En ocasiones no resulta del todo inútil asistir como espectador a las frecuentes discusiones que se provocan en las redes sociales. Hace pocos días se enfrentaron en un acalorado debate multinacional, dos facciones claramente definidas a favor y en contra de los gobiernos latinoamericanos adscritos al socialismo del siglo XXI.
Los opositores radicales de ese híbrido insustancial, como era previsible precisamente por su vaporosa existencia, se dedicaron a atacar de modo personal a los diferentes líderes que han pasado durante los últimos años por sus filas.

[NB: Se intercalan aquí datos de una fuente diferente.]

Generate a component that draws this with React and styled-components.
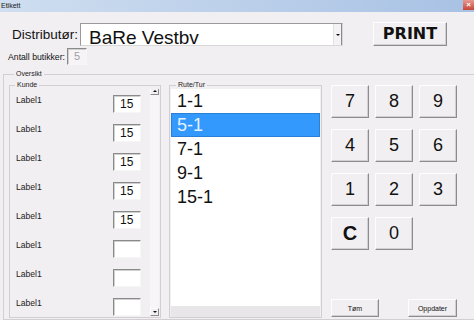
import React from 'react';
import styled, { createGlobalStyle } from 'styled-components';

const GlobalStyle = createGlobalStyle`
  html, body {
    margin: 0;
    padding: 0;
    background: #f2eff2;
  }
  body {
    width: 474px;
    height: 320px;
    overflow: hidden;
    font-family: "Liberation Sans", Arial, sans-serif;
    color: #111;
  }
`;

const Window = styled.div`
  width: 474px;
  height: 320px;
  display: flex;
  flex-direction: column;
  background: #f2eff2;
  overflow: hidden;
`;

const TitleBar = styled.div`
  height: 12px;
  flex: none;
  display: flex;
  justify-content: space-between;
  background: linear-gradient(to right, #cfdef0, #b8cde9 60%, #a8c2e4);
  font-size: 7px;
  line-height: 12px;
  color: #222;
  padding-left: 1px;
`;

const CloseBox = styled.div`
  width: 11px;
  height: 10px;
  background: linear-gradient(#e79a90, #c8463a);
  color: #fff;
  font-size: 8px;
  line-height: 10px;
  text-align: center;
  font-weight: bold;
`;

const TopRow = styled.div`
  display: flex;
  align-items: flex-start;
  flex: none;
  height: 24px;
  margin-top: 10px;
  padding-left: 12px;
`;

const BigLabel = styled.div`
  width: 68px;
  font-size: 13.5px;
  line-height: 16px;
  margin-top: 5px;
`;

const Combo = styled.div`
  width: 263px;
  height: 23px;
  box-sizing: border-box;
  display: flex;
  background: #fff;
  border: 1px solid;
  border-color: #9a9a9a #d8d8d8 #d8d8d8 #9a9a9a;
  margin-top: 1px;
`;

const ComboText = styled.div`
  flex: 1;
  overflow: hidden;
  font-size: 19px;
  line-height: 27px;
  height: 21px;
  padding-left: 8px;
  white-space: nowrap;
`;

const ComboArrow = styled.div`
  width: 7px;
  display: flex;
  align-items: center;
  justify-content: center;
  background: #f4f2f4;
  border-left: 1px solid #e4e2e4;
  border-right: 1px solid #8a8a8a;
  &::after {
    content: '';
    border-left: 2px solid transparent;
    border-right: 2px solid transparent;
    border-top: 2px solid #111;
  }
`;

const RaisedButton = styled.button`
  box-sizing: border-box;
  padding: 0;
  margin: 0;
  background: #f1eff1;
  border: 1px solid;
  border-color: #fdfdfd #8c8c8c #8c8c8c #fdfdfd;
  box-shadow: inset -1px -1px 0 #d2d0d2;
  color: #111;
  font-family: "Liberation Sans", Arial, sans-serif;
  cursor: pointer;
`;

const PrintButton = styled(RaisedButton)`
  width: 74px;
  height: 24px;
  margin-left: 30px;
  font-family: "DejaVu Sans", Verdana, sans-serif;
  font-weight: bold;
  font-size: 16px;
  line-height: 22px;
`;

const CountRow = styled.div`
  display: flex;
  align-items: center;
  flex: none;
  margin-top: 2px;
  padding-left: 8px;
  height: 17px;
`;

const SmallLabel = styled.div`
  font-size: 8.7px;
`;

const SunkenBox = styled.div`
  box-sizing: border-box;
  background: #fff;
  border: 1px solid;
  border-color: #8a8a8a #f6f6f6 #f6f6f6 #8a8a8a;
  box-shadow: inset 1px 1px 0 #d0d0d0;
`;

const CountInput = styled(SunkenBox)`
  width: 20px;
  height: 17px;
  margin-left: 2px;
  background: #f6f4f6;
  color: #a0a0a0;
  font-size: 11px;
  line-height: 15px;
  padding-left: 6px;
`;

const Frame = styled.fieldset`
  box-sizing: border-box;
  margin: 0;
  min-width: 0;
  min-height: 0;
  border: 1px solid #d2ced2;
  padding: 0;
`;

const Legend = styled.legend`
  font-size: 7px;
  line-height: 8px;
  padding: 0 2px;
  margin-left: 5px;
  color: #222;
`;

const Overview = styled(Frame)`
  flex: 1;
  margin: 5px 0 0 3px;
  border-right: none;
  padding: 3px 0 1px 5px;
  display: flex;
  overflow: hidden;
`;

const CustomerFrame = styled(Frame)`
  width: 152px;
  display: flex;
  overflow: hidden;
`;

const RowsList = styled.div`
  flex: 1;
  min-height: 0;
  overflow: hidden;
  padding: 1px 0 0 6px;
`;

const CustomerRow = styled.div`
  display: grid;
  grid-template-columns: 97px 28px;
  height: 29px;
  align-items: start;
`;

const RowLabel = styled.div`
  font-size: 8.6px;
  line-height: 10px;
  margin-top: 5px;
  color: #222;
`;

const QtyInput = styled(SunkenBox)`
  height: 18px;
  margin-top: 5px;
  font-size: 12px;
  line-height: 16px;
  padding-left: 6px;
`;

const ScrollBar = styled.div`
  width: 9px;
  margin: -2px 1px 1px 0;
  display: flex;
  flex-direction: column;
  justify-content: space-between;
  background: #f7f6f7;
`;

const ScrollArrow = styled.div`
  height: 8px;
  box-sizing: border-box;
  display: flex;
  align-items: center;
  justify-content: center;
  background: #f1eff1;
  border: 1px solid;
  border-color: #fdfdfd #8c8c8c #8c8c8c #fdfdfd;
  &::after {
    content: '';
    border-left: 2px solid transparent;
    border-right: 2px solid transparent;
    ${p => (p.$down ? 'border-top: 2px solid #111;' : 'border-bottom: 2px solid #111;')}
  }
`;

const RouteFrame = styled(Frame)`
  width: 153px;
  margin-left: 8px;
  padding: 0 1px;
  display: flex;
  flex-direction: column;
  overflow: hidden;
`;

const RouteList = styled.div`
  flex: 1;
  min-height: 0;
  background: #fff;
  overflow: hidden;
`;

const RouteItem = styled.div`
  height: 24px;
  box-sizing: border-box;
  font-size: 18px;
  line-height: 24px;
  padding-left: 6px;
  background: ${p => (p.$selected ? '#3399fd' : 'transparent')};
  color: ${p => (p.$selected ? '#e4f1ff' : '#111')};
  box-shadow: ${p => (p.$selected ? 'inset 0 0 0 1px #2a7fd6' : 'none')};
`;

const ListFooter = styled.div`
  height: 11px;
  flex: none;
  background: #e9e6e9;
`;

const KeypadColumn = styled.div`
  width: 126px;
  margin-left: 9px;
  padding-top: 4px;
  display: flex;
  flex-direction: column;
`;

const Keypad = styled.div`
  display: grid;
  grid-template-columns: repeat(3, 38px);
  grid-auto-rows: 33px;
  column-gap: 6px;
  row-gap: 11px;
`;

const KeyButton = styled(RaisedButton)`
  font-size: ${p => (p.$bold ? '20px' : '18px')};
  font-weight: ${p => (p.$bold ? 'bold' : 'normal')};
`;

const BottomButtons = styled.div`
  margin-top: auto;
  margin-bottom: 1px;
  display: flex;
  justify-content: space-between;
`;

const SmallButton = styled(RaisedButton)`
  height: 18px;
  width: ${p => p.$w}px;
  font-size: 7px;
`;

const customers = ['15', '15', '15', '15', '15', '', '', ''];
const routes = ['1-1', '5-1', '7-1', '9-1', '15-1'];
const keys = ['7', '8', '9', '4', '5', '6', '1', '2', '3', 'C', '0'];

export default function App() {
  return (
    <Window>
      <GlobalStyle />
      <TitleBar>
        <span>Etikett</span>
        <CloseBox>×</CloseBox>
      </TitleBar>
      <TopRow>
        <BigLabel>Distributør:</BigLabel>
        <Combo>
          <ComboText>BaRe Vestbv</ComboText>
          <ComboArrow />
        </Combo>
        <PrintButton>PRINT</PrintButton>
      </TopRow>
      <CountRow>
        <SmallLabel>Antall butikker:</SmallLabel>
        <CountInput>5</CountInput>
      </CountRow>
      <Overview>
        <Legend>Oversikt</Legend>
        <CustomerFrame>
          <Legend>Kunde</Legend>
          <RowsList>
            {customers.map((v, i) => (
              <CustomerRow key={i}>
                <RowLabel>Label1</RowLabel>
                <QtyInput>{v}</QtyInput>
              </CustomerRow>
            ))}
          </RowsList>
          <ScrollBar>
            <ScrollArrow />
            <ScrollArrow $down />
          </ScrollBar>
        </CustomerFrame>
        <RouteFrame>
          <Legend>Rute/Tur</Legend>
          <RouteList>
            {routes.map(r => (
              <RouteItem key={r} $selected={r === '5-1'}>{r}</RouteItem>
            ))}
          </RouteList>
          <ListFooter />
        </RouteFrame>
        <KeypadColumn>
          <Keypad>
            {keys.map(k => (
              <KeyButton key={k} $bold={k === 'C'}>{k}</KeyButton>
            ))}
          </Keypad>
          <BottomButtons>
            <SmallButton $w={48}>Tøm</SmallButton>
            <SmallButton $w={49}>Oppdater</SmallButton>
          </BottomButtons>
        </KeypadColumn>
      </Overview>
    </Window>
  );
}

Y, claro, surgieron los más diversos y originales calificativos originados en su contagiosa afición a las caletas, a los sacos de yute, a las cuentas cifradas y a las espectrales visitas turísticas en vuelos oficiales hacia esos destinos a los que nadie más, nunca en su vida, iría por voluntad propia.
Uno de los ingeniosos opositores sugirió que ya era hora de que el socialismo del siglo XXI tenga sus colores característicos en una bandera que los represente a todos con rayas horizontales, blancas y negras, y quizás, si es que se animan, podrían inventarse un novedoso emblema que consista por ejemplo en un par de tibias y una calavera sobre un revelador fondo oscuro.
Evidentemente, la refriega degeneró en insultos y acusaciones entre los navegantes, pero lo más curioso fue que en esa cadena de imputaciones afloraron las verdaderas razones por las que unos y otros apoyan al engendro o despotrican contra él, y que en resumen se limitan al odio o admiración que genera el respectivo caudillo. Sin embargo, una buena parte de los seguidores obsecuentes, además de confiar en la divinidad de su líder, mencionaron en repetidas ocasiones que no les importaba ni reprochaban los actos de corrupción escandalosos cometidos en sus países porque “en el pasado los ricos y los oligarcas hicieron lo mismo”, o porque “ya era hora de que todos sientan lo que estar jodidos…”.
En ese cruce de acusaciones y señalamientos, además de las tropas de insultadores asalariados que arremeten desde el anonimato en oleadas colectivas, hubo otros que aseguraban no haber ejercido ningún cargo estatal ni tampoco haberse beneficiado económicamente por la desventura del socialismo del siglo XXI, algunos confesaron, con cierta ingenuidad, que su situación había empeorado tras el paso de los últimos caudillos tropicales por América Latina, pero incluso estos últimos, sin mirar sus propias calamidades, confirmaban su adhesión a la causa por el hecho de “tener por fin un gobierno del pueblo”, o “porque ahora es el pueblo el que manda”, y “el pueblo jamás se equivoca”…
La peligrosa ficción del pueblo, esa extensión tribal que atonta y adormece, ha sido usada desde hace décadas por caudillos ávidos y lenguaraces para reivindicar el concepto de revancha social por encima de los derechos individuales de las personas, y, por supuesto, como la tapadera ideal de sus gigantescos patrimonios.